Я мысленно насчитал несколько видных психологов, наших современников, чьи
дети, жены и внуки продолжают семейные традиции при выборе профессии. К
примеру, в семье Леонтьевых — 4 психолога, в семье Зинченко — 5, в семье
Элькониных — 3. Скрупулезный опрос я не проводил, быть может, я преуменьшил
количественные показатели. В моем семействе пять психологов — три поколения.
Фамильная профессия!
Однако вот что выясняется. Ученые, работавшие в 20—40-е годы, не
"отдавали" своих детей в психологию. Сын академика А.А. Смирнова — музыкант, у профессора Н.Ф. Добрынина сын — архитектор, дочь — орнитолог, у А.Н.
Леонтьева сын — лингвист (вторую докторскую, ученую степень по психологии он
получил много позднее, чем первую — по филологическим наукам), выдающийся
астрофизик академик А.Б. Северный — сын известного в 20-е годы психолога Б.А.
Северного... Перечень может быть продолжен. И он будет достаточно длинным.
К чему все эти выкладки и перечисления? Только для того, чтобы показать
любовь к своим детям видных деятелей психологии упомянутого периода?

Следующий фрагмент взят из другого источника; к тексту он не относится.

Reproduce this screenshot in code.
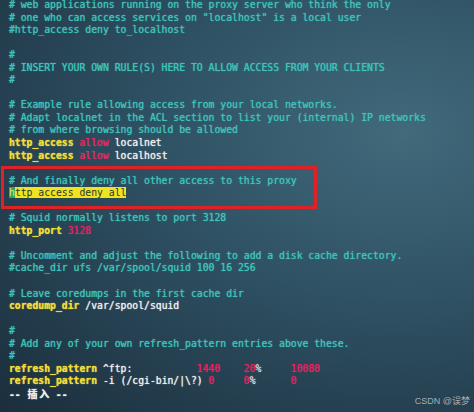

"Отдать" сына в психологию — это по тем временам значило бы что-то вроде
сдачи в солдаты во времена Николая Первого. Только не на двадцать пять лет, а
навсегда, без надежды на перспективы.
Я как-то сказал академику Владимиру Петровичу Зинченко, сыну известного
харьковского психолога П.И. Зинченко:
−Какой все-таки молодец был Петр Иванович. Он отпустил Вас в Москву
учиться "на психолога" во времена, когда другие ученые на подобное не
отваживались. Наверное, он обладал даром предвидения и знал наперед,
что у нашей науки есть будущее.
−Не идеализируйте моего папу! — был ответ. — Он меня полтора года
отговаривал.
Психология была не только не престижна, но просто подозрительна для ее
официальных кураторов. На их тонкий нюх от нее всегда попахивало
"идеализмом". Искореняя вредное философское направление, они держали
психологическую науку "в черном теле". Только на рубеже 40—50-х годов в двух-
трех университетах началась подготовка психологов. Однако было не очень
понятно, для каких целей их готовили. Наука эта не была ориентирована на
практику. Психологов подготавливали, чтобы они, в свою очередь, готовили
психологов. Круг замыкался — электростанция производила электроэнергию
исключительно для того, чтобы освещать свои помещения.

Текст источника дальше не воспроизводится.